When you get to the Langfuse UI, you’ll be met with an authentication screen.
A user is provisioned by default so you don’t have to create a new user.
Username: [email protected]
Password: 12345678
Alternatively, any user created will automatically bind to the default organization with the pre-configured benchmarking project.
Once you’ve authenticated in the Langfuse UI, click “Go to project” under the project titled “Benchmark Run 1”.
Next, click “Tracing > Traces” on the left-hand navigation bar.
Here, you will see a table with each trace labeled “Prompt n” based on the order of the list of prompts.
The table will show you the latency (time it took to generate), the total tokens used, as well as the tokens per second.
Clicking on a trace will show the details of each response.
(Optional): Run additional tests
If you want to run additional benchmarks in the same session, you’ll need to SSH into the instance.
To SSH, click on the instance in the “Running Instances” tab.
Scrolling down, you’ll find a “Get Private Key” button.
Click this button and follow the instructions on screen.
Once you have successfully SSH’d into the instance, you can copy the python benchmarking script from the template into a new .py file and edit as needed before running.
Repeat steps 5 & 6 for the next cloud
Because you saved the template as a copy in step 2, it’s ready to be deployed on any other cloud instance for evaluation.

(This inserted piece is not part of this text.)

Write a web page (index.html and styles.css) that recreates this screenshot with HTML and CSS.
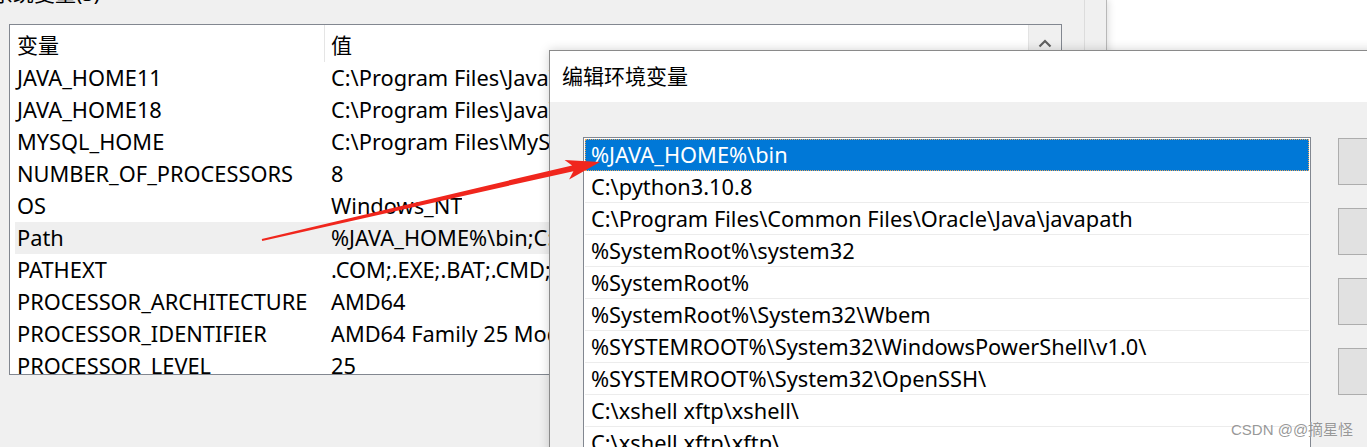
FILE: index.html
```html
<!DOCTYPE html>
<html lang="zh-CN">
<head>
<meta charset="utf-8">
<title>编辑环境变量</title>
<link rel="stylesheet" href="styles.css">
</head>
<body>
<div class="screen">
  <section class="env-window">
    <div class="env-inner">
      <div class="group-label">系统变量(S)</div>
      <div class="var-list">
        <div class="var-table">
          <div class="var-head">
            <span class="col-name">变量</span>
            <span class="col-value">值</span>
          </div>
          <div class="var-rows">
            <div class="var-row"><span class="col-name">JAVA_HOME11</span><span class="col-value">C:\Program Files\Java\jdk-11.0.16</span></div>
            <div class="var-row"><span class="col-name">JAVA_HOME18</span><span class="col-value">C:\Program Files\Java\jdk-18.0.2</span></div>
            <div class="var-row"><span class="col-name">MYSQL_HOME</span><span class="col-value">C:\Program Files\MySQL\MySQL Server 8.0</span></div>
            <div class="var-row"><span class="col-name">NUMBER_OF_PROCESSORS</span><span class="col-value">8</span></div>
            <div class="var-row"><span class="col-name">OS</span><span class="col-value">Windows_NT</span></div>
            <div class="var-row is-current"><span class="col-name">Path</span><span class="col-value">%JAVA_HOME%\bin;C:\python3.10.8;C:\Program Files\Common Files</span></div>
            <div class="var-row"><span class="col-name">PATHEXT</span><span class="col-value">.COM;.EXE;.BAT;.CMD;.VBS;.VBE;.JS;.JSE;.WSF;.WSH;.MSC</span></div>
            <div class="var-row"><span class="col-name">PROCESSOR_ARCHITECTURE</span><span class="col-value">AMD64</span></div>
            <div class="var-row"><span class="col-name">PROCESSOR_IDENTIFIER</span><span class="col-value">AMD64 Family 25 Model 80 Stepping 0, AuthenticAMD</span></div>
            <div class="var-row"><span class="col-name">PROCESSOR_LEVEL</span><span class="col-value">25</span></div>
          </div>
        </div>
        <div class="scrollbar">
          <div class="scroll-up">
            <svg width="14" height="9" viewBox="0 0 14 9"><path d="M1.5 7.5 L7 2 L12.5 7.5" fill="none" stroke="#606060" stroke-width="2.2"/></svg>
          </div>
        </div>
      </div>
    </div>
  </section>

  <section class="edit-dialog">
    <header class="dialog-title">编辑环境变量</header>
    <div class="dialog-body">
      <div class="path-list">
        <div class="path-item selected">%JAVA_HOME%\bin</div>
        <div class="path-item">C:\python3.10.8</div>
        <div class="path-item">C:\Program Files\Common Files\Oracle\Java\javapath</div>
        <div class="path-item">%SystemRoot%\system32</div>
        <div class="path-item">%SystemRoot%</div>
        <div class="path-item">%SystemRoot%\System32\Wbem</div>
        <div class="path-item">%SYSTEMROOT%\System32\WindowsPowerShell\v1.0\</div>
        <div class="path-item">%SYSTEMROOT%\System32\OpenSSH\</div>
        <div class="path-item">C:\xshell xftp\xshell\</div>
        <div class="path-item">C:\xshell xftp\xftp\</div>
      </div>
      <div class="dialog-buttons">
        <button class="dlg-btn" type="button"></button>
        <button class="dlg-btn" type="button"></button>
        <button class="dlg-btn" type="button"></button>
        <button class="dlg-btn" type="button"></button>
      </div>
    </div>
  </section>

  <svg class="annotation-arrow" width="1367" height="447" viewBox="0 0 1367 447">
    <polygon points="261.8,239.1 572.1,165.4 564.6,159.9 600,162 569.1,179.4 573.4,171.2 262.2,241" fill="#f0261d"/>
  </svg>

  <div class="watermark">CSDN @@摘星怪</div>
</div>
</body>
</html>
```

FILE: styles.css
```css
html, body {
  margin: 0;
  padding: 0;
}

body {
  width: 1367px;
  height: 447px;
  overflow: hidden;
  background: #ffffff;
  color: #000000;
  font-family: "Noto Sans", "Noto Sans CJK SC", sans-serif;
  font-size: 21.8px;
}

.screen {
  position: relative;
  width: 1367px;
  height: 447px;
  overflow: hidden;
}

/* ---------- back window: 环境变量 ---------- */
.env-window {
  position: absolute;
  left: 0;
  top: 0;
  width: 1107px;
  height: 447px;
  box-sizing: border-box;
  background: #f0f0f0;
  border-right: 1px solid #b8b8b8;
  box-shadow: 2px 0 7px rgba(0, 0, 0, 0.12);
}

.env-inner {
  display: flex;
  flex-direction: column;
  width: 1085px;
  height: 100%;
  box-sizing: border-box;
  padding-left: 9px;
  border-right: 1px solid #dcdcdc;
}

.group-label {
  height: 21px;
  line-height: 21px;
  font-size: 21px;
  margin-top: -17px;
  margin-left: -17px;
  white-space: nowrap;
}

.var-list {
  display: flex;
  margin-top: 20px;
  width: 1053px;
  height: 351px;
  box-sizing: border-box;
  border: 1px solid #828790;
  background: #ffffff;
}

.var-table {
  flex: 1;
  min-width: 0;
  padding-left: 5px;
  overflow: hidden;
}

.var-head {
  display: flex;
  height: 37px;
}

.var-head span {
  padding-top: 3px;
  line-height: 34px;
  box-sizing: border-box;
  font-size: 21px;
}

.var-head .col-name {
  width: 310px;
  flex: none;
  padding-left: 2px;
  border-right: 1px solid #e5e5e5;
}

.var-head .col-value {
  padding-left: 6px;
}

.var-rows {
  height: 312px;
  overflow: hidden;
}

.var-row {
  display: flex;
  height: 32px;
  line-height: 32px;
  white-space: nowrap;
}

.var-row.is-current {
  background: #efefef;
}

.var-row .col-name {
  width: 309px;
  flex: none;
  padding-left: 2px;
  box-sizing: border-box;
}

.var-row .col-value {
  padding-left: 7px;
  overflow: hidden;
}

.scrollbar {
  width: 32px;
  flex: none;
  background: #f0f0f0;
  border-left: 1px solid #e3e3e3;
}

.scroll-up {
  height: 36px;
  display: flex;
  align-items: center;
  justify-content: center;
}

/* ---------- front dialog: 编辑环境变量 ---------- */
.edit-dialog {
  position: absolute;
  left: 549px;
  top: 50px;
  width: 840px;
  height: 420px;
  background: #f0f0f0;
  border: 1px solid #8a8a8a;
  box-shadow: 0 0 10px rgba(0, 0, 0, 0.18);
}

.dialog-title {
  height: 51px;
  line-height: 51px;
  padding-left: 12px;
  background: #ffffff;
  font-size: 21px;
}

.dialog-body {
  display: flex;
  gap: 27px;
  padding: 35px 0 0 33px;
}

.path-list {
  width: 728px;
  height: 340px;
  flex: none;
  box-sizing: border-box;
  padding: 1px 0 0 1px;
  border: 1px solid #828790;
  background: #ffffff;
  overflow: hidden;
}

.path-item {
  height: 32px;
  width: 724px;
  box-sizing: border-box;
  border-bottom: 1px solid #ececec;
  line-height: 31px;
  padding-left: 6px;
  white-space: nowrap;
}

.path-item.selected {
  background: #0078d7;
  color: #ffffff;
  border-bottom-color: #0078d7;
  outline: 1px dotted #e7a55c;
  outline-offset: -1px;
}

.dialog-buttons {
  display: flex;
  flex-direction: column;
  gap: 23px;
  padding-top: 1px;
}

.dlg-btn {
  width: 110px;
  height: 47px;
  box-sizing: border-box;
  margin: 0;
  padding: 0;
  background: #e1e1e1;
  border: 1px solid #adadad;
}

/* ---------- overlays ---------- */
.annotation-arrow {
  position: absolute;
  left: 0;
  top: 0;
  pointer-events: none;
}

.watermark {
  position: absolute;
  left: 1231px;
  top: 420px;
  line-height: 20px;
  font-family: "Liberation Sans", "Noto Sans CJK SC", sans-serif;
  font-size: 15px;
  color: rgba(125, 125, 125, 0.8);
  text-shadow: 0 0 1px rgba(255, 255, 255, 0.9);
  white-space: nowrap;
}
```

Simply repeat steps 5 & 6 for the next cloud you want to evaluate.
Summary
Self-hosted models offer significant advantages over closed source API solutions, especially for companies handling sensitive data. But, choosing the right cloud to deploy your model in can be both time and resource intensive. This automated benchmarking script simplifies performance evaluation across cloud environments, enabling companies to confidently select the optimal deployment solution based on real-world metrics.